The democratizing impulse of these records is the same one that animated Pet Shop Boys' version of U2's "Where the Streets Have No Name." By putting a dance beat behind the insufferable inspirational grandiosity of U2's song, and then seguing into Frankie Valli's "Can't Take My Eyes off You," Neil Tennant and Chris Lowe were returning the number to pop, saying there was something more moving, more fun, in their version's trashy club beat, and something more fun in that trashy Frankie Valli song, than in all of U2's "vision."

Mash-ups are also related to the spirit that moved Puff Daddy to let Dave Grohl, Rob Zombie and others loose on the rock remix of "It's All About the Benjamins" (echoing the critic Dave Marsh's words that Jimi Hendrix's legendary performance at the Monterey Pop Festival was "fair equivalents of what your parents were afraid would happen if you hung out with blacks"), or to rap over Jimmy Page's guitar solo from "Kashmir" on the pompous and undeniable "Come With Me." (Recorded for the remake of "Godzilla," it was music made to stand up to a 5,000-ton, fire-breathing reptile monster and kick his scaly ass back into the ocean.)

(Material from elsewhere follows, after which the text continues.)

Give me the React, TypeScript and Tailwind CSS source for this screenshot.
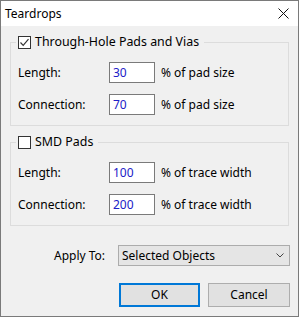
import React from "react";

const font = { fontFamily: '"Noto Sans", "Segoe UI", sans-serif' };

function Check({ checked }: { checked: boolean }) {
  return (
    <span className="w-[13px] h-[13px] border border-[#333333] bg-white flex items-center justify-center shrink-0">
      {checked && (
        <svg width="11" height="11" viewBox="0 0 11 11">
          <path d="M1.5 5.5 L4.2 8.3 L9.5 2.2" fill="none" stroke="#333333" strokeWidth="1.2" />
        </svg>
      )}
    </span>
  );
}

function Row({ label, value, unit }: { label: string; value: string; unit: string }) {
  return (
    <div className="flex items-center h-[21px]">
      <span className="w-[91px]">{label}</span>
      <div className="w-[46px] h-[21px] border border-[#7a7a7a] bg-white flex items-center pl-[3px] text-[#2020c8]">
        {value}
      </div>
      <span className="ml-[6px]">{unit}</span>
    </div>
  );
}

function Group({
  checked,
  title,
  rows,
}: {
  checked: boolean;
  title: string;
  rows: { label: string; value: string; unit: string }[];
}) {
  return (
    <fieldset className="border border-[#dcdcdc] pl-[7px] pr-[7px] pb-[10px] mx-[9px]">
      <legend className="px-[2px] -ml-[2px] h-[14px]">
        <div className="flex items-center gap-[4px] h-[14px] pr-[3px]">
          <Check checked={checked} />
          <span className="leading-[14px] text-[12.4px]">{title}</span>
        </div>
      </legend>
      <div className="flex flex-col gap-[11px] pt-[13px]">
        {rows.map((r) => (
          <Row key={r.label} {...r} />
        ))}
      </div>
    </fieldset>
  );
}

export default function App() {
  return (
    <div
      className="w-[299px] h-[317px] border border-[#7a7a7a] bg-[#f0f0f0] text-[12px] text-[#000000] flex flex-col"
      style={font}
    >
      <div className="h-[25px] bg-white flex items-center justify-between pl-[4px] pr-[9px] shrink-0">
        <span>Teardrops</span>
        <svg width="11" height="11" viewBox="0 0 11 11">
          <path d="M0.5 0.5 L10.5 10.5 M10.5 0.5 L0.5 10.5" stroke="#111111" strokeWidth="1" />
        </svg>
      </div>
      <div className="pt-[9px]">
        <Group
          checked
          title="Through-Hole Pads and Vias"
          rows={[
            { label: "Length:", value: "30", unit: "% of pad size" },
            { label: "Connection:", value: "70", unit: "% of pad size" },
          ]}
        />
      </div>
      <div className="pt-[9px]">
        <Group
          checked={false}
          title="SMD Pads"
          rows={[
            { label: "Length:", value: "100", unit: "% of trace width" },
            { label: "Connection:", value: "200", unit: "% of trace width" },
          ]}
        />
      </div>
      <div className="flex items-center mt-[19px] pl-[53px] pr-[8px]">
        <span className="w-[64px]">Apply To:</span>
        <div className="flex-1 h-[21px] border border-[#acacac] bg-[#e5e5e5] flex items-center justify-between pl-[3px] pr-[5px]">
          <span>Selected Objects</span>
          <svg width="8" height="5" viewBox="0 0 8 5">
            <path d="M0.5 0.5 L4 4 L7.5 0.5" fill="none" stroke="#444444" strokeWidth="1" />
          </svg>
        </div>
      </div>
      <div className="flex justify-end gap-[8px] mt-[17px] pr-[8px]">
        <button className="w-[81px] h-[24px] border-2 border-[#0078d7] bg-[#e1e1e1]">OK</button>
        <button className="w-[82px] h-[24px] border border-[#adadad] bg-[#e1e1e1]">Cancel</button>
      </div>
    </div>
  );
}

Mash-ups are a party that takes place both in your head and in your speakers, a fantasy gathering where all sorts of artists kept segregated by radio formats, corporate blandness, snobbishness, the racial and social divides that keep some artists from reaching certain segments of the population -- and even death -- are brought together to fight it out and, eventually, find harmony. It's the rock 'n' roll heaven that wimpy Righteous Brothers song could not have dared dream of. The thrill of listening to Salt 'n' Pepa's lubricious rap "Push It" while the Stooges slam into "No Fun" and Iggy squeals "Uh cuhhhm-mmonn!" is knowing that there are fans of each group who'd want nothing to do with one another. (There was a great moment a few years ago on an MTV awards show where host Chris Rock introduced a performance by Marilyn Manson, and you could see him thinking, "White people are into some weird shit.")

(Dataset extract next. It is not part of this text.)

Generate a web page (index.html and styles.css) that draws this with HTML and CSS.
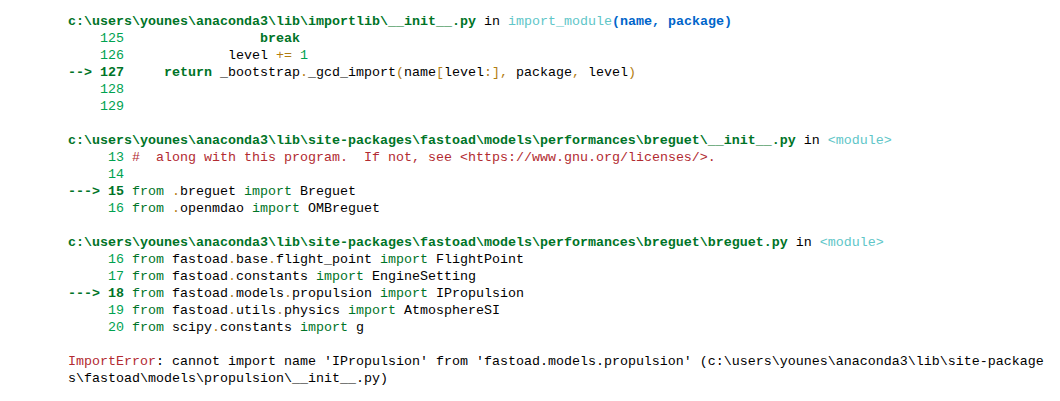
FILE: index.html
```html
<!DOCTYPE html>
<html>
<head>
    <meta charset="UTF-8">
    <title>Traceback</title>
    <link rel="stylesheet" href="styles.css">
</head>
<body>
<div class="output">
<pre class="trace"><span class="path">c:\users\younes\anaconda3\lib\importlib\__init__.py</span> in <span class="fn">import_module</span><span class="args">(name, package)</span>
<span class="ln">    125</span>                 <span class="kw">break</span>
<span class="ln">    126</span>             level <span class="op">+=</span> <span class="num">1</span>
<span class="cur">--&gt; 127</span>     <span class="kw">return</span> _bootstrap<span class="op">.</span>_gcd_import<span class="op">(</span>name<span class="op">[</span>level<span class="op">:</span><span class="op">]</span><span class="op">,</span> package<span class="op">,</span> level<span class="op">)</span>
<span class="ln">    128</span>
<span class="ln">    129</span>

<span class="path">c:\users\younes\anaconda3\lib\site-packages\fastoad\models\performances\breguet\__init__.py</span> in <span class="fn">&lt;module&gt;</span>
<span class="ln">     13</span> <span class="cm">#  along with this program.  If not, see &lt;https://www.gnu.org/licenses/&gt;.</span>
<span class="ln">     14</span>
<span class="cur">---&gt; 15</span> <span class="kwn">from</span> <span class="op">.</span>breguet <span class="kwn">import</span> Breguet
<span class="ln">     16</span> <span class="kwn">from</span> <span class="op">.</span>openmdao <span class="kwn">import</span> OMBreguet

<span class="path">c:\users\younes\anaconda3\lib\site-packages\fastoad\models\performances\breguet\breguet.py</span> in <span class="fn">&lt;module&gt;</span>
<span class="ln">     16</span> <span class="kwn">from</span> fastoad<span class="op">.</span>base<span class="op">.</span>flight_point <span class="kwn">import</span> FlightPoint
<span class="ln">     17</span> <span class="kwn">from</span> fastoad<span class="op">.</span>constants <span class="kwn">import</span> EngineSetting
<span class="cur">---&gt; 18</span> <span class="kwn">from</span> fastoad<span class="op">.</span>models<span class="op">.</span>propulsion <span class="kwn">import</span> IPropulsion
<span class="ln">     19</span> <span class="kwn">from</span> fastoad<span class="op">.</span>utils<span class="op">.</span>physics <span class="kwn">import</span> AtmosphereSI
<span class="ln">     20</span> <span class="kwn">from</span> scipy<span class="op">.</span>constants <span class="kwn">import</span> g

<span class="err">ImportError</span>: cannot import name 'IPropulsion' from 'fastoad.models.propulsion' (c:\users\younes\anaconda3\lib\site-packages\fastoad\models\propulsion\__init__.py)</pre>
</div>
</body>
</html>
```

FILE: styles.css
```css
* { margin: 0; padding: 0; }
body {
    background: #fff;
    color: #000;
    font-family: "Liberation Mono", "Courier New", monospace;
}
.output {
    padding: 13px 0 0 68px;
}
.trace {
    width: 976px;
    font-family: "Liberation Mono", "Courier New", monospace;
    font-size: 13.33px;
    line-height: 17px;
    white-space: pre-wrap;
    word-break: break-all;
}
.path { color: #007427; font-weight: bold; }
.fn { color: #60C6C8; }
.args { color: #0065CA; font-weight: bold; }
.ln { color: #00A250; }
.cur { color: #007427; font-weight: bold; }
.kw { color: #007427; font-weight: bold; }
.kwn { color: #007427; }
.op { color: #B27D12; }
.num { color: #00A250; }
.cm { color: #B22B31; }
.err { color: #B22B31; }
```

Mash-ups don't so much trash the barriers of high and low that exist in the pop world as simply refuse their existence. What hip young Strokes' fan, steeped in Big Star and the Kinks and the Replacements, would be caught dead grooving to Christina Aguilera? But when you hear the fleet, chugging guitars of the Strokes' "Hard to Explain" backing Aguilera's vocal for "Genie in a Bottle," they're a match made in heaven. If you think of the refrain that Julian Casablancas sings in the Strokes' original -- "I don't see it that way" -- it begins to seem like a denial of the possibilities this new version opens up.

Somebody saw it a different way (the version, credited to Freelance Hellraiser, is fittingly called "A Stroke of Genius"), saw that indie hipness and teen pop could be entirely comfortable bedfellows. And you notice something else -- just how good Aguilera's vocal is. The lyric and the song's original backing may be just another piece of pop-factory product. Taken out of its original context, Aguilera's vocal reveals a commitment to emotion beyond anything the song deserves, along with a dramatic pull between erotic surrender and refusal.

The Strokes might be a bunch of guys mooching around the sidelines at a dance eyeing Aguilera, the hot girl who's just sashayed in. The guitar riff of "Hard to Explain" promises pleasure lurking just around the corner, if only this girl would venture out on the dance floor with one of them. She, on the other hand, is determined to keep herself in reserve, though the slight moan in her voice tells you she longs to give into what the music promises. The number could be the long-awaited marriage of the Shirelles' "Will You Love Me Tomorrow," with its heartbreakingly naive question, and Lisa Lisa and Cult Jam's "I Wonder If You Take Me Home," where the singer knows exactly what will happen if she gives herself to the boy who's working overtime to melt her defenses.

The implied criticism in "Stroke of Genius" is in the refusal to deny what gives us pleasure in the name of hipness. Sometimes, what's being criticized in mash-ups are the pretensions of the performers themselves. Evolution Control Committee matches the retro-assaultive Black Power sermons of Public Enemy with the peppy horns of Herb Albert and the Tijuana Brass -- and the result is hilarious. Every time Chuck D. lights into some new target of his righteous rage you hear those horns saying, "Lighten the fuck up!" (The fact that the track segues into Tito Puente's cover of "It's Not Unusual" only compounds the joke).

For the most part, though, the elements of mash-ups work to complement each other, and never more so than in Freelance Hellraiser's "Smells Like Booty," a pairing of Nirvana's "Smells Like Teen Spirit" with "Bootylicious" by Destiny's Child. On the Destiny's Child album "Survivor," "Bootylicious" kicks off to the opening riff from Stevie Nicks' "Edge of Seventeen." That stuttering guitar is meant to impart tension, but the track never delivers the mounting excitement of denied release. Worse, the vocals sound rushed, nervous, competing with the beat instead of being buoyed by it. The twists and turns of the vocal get swallowed in the mix.